A Warning Against Idleness

26th Sunday after Pentecost
Scripture: 2 Thessalonians 3:6-18
Paul quotes his own experience, all his life Paul was a working man using his hands. The Jews glorified work. A man who does not teach his son a trade, teaches him to steal. Paul was a trained Rabbi, but the Jewish law laid it down that a Rabbi must take no pay for his teachings. He must have a trade that will satisfy his daily needs by the work of his hands. Thus we find Rabbi’s who were bakers, barbers, carpenters, and a host of other trades.

They believed in the dignity of honest toil and were sure something is lost when they became a scholar.
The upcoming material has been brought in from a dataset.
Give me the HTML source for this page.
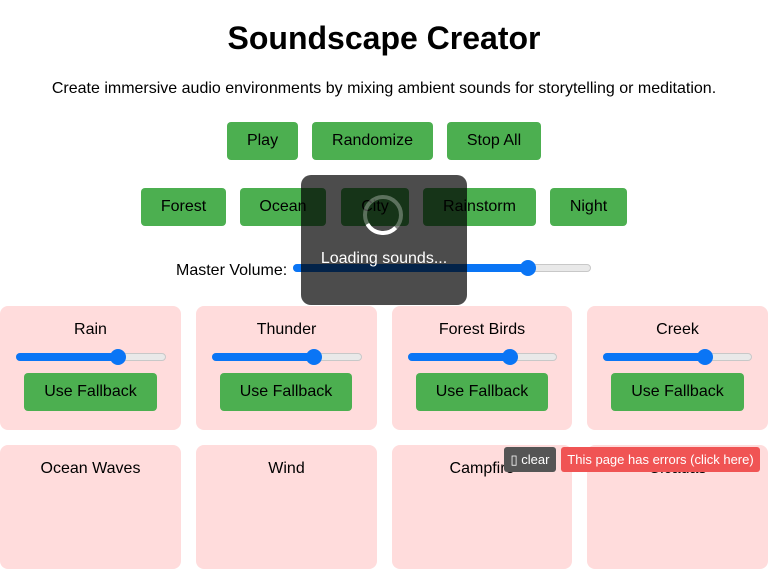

Scholars lost something when they withdrew from life refusing to work with their hands.
Thus, Paul quoted this saying, “if a man refuses to work, neither let him eat. It is the refusal to work that is important.” This has nothing to do with the unfortunate man who through no fault of his own can not work or can find no work to do. Further, Paul says, “he was probably borrowing a bit of good old workshop morality, an industrious worker, who would forbid his lazy apprentice to eat dinner.”
We have a perfect example in Jesus himself. He was a carpenter in Nazareth. Legend has it that he was so good at making ox yokes that people came from near and far to buy one.

There is a story of a man who bought a house without seeing it. He was asked why he did this. His reply was “I know that the man who built the house was a Christian and he built that house with Christian ethics, one brick at a time.”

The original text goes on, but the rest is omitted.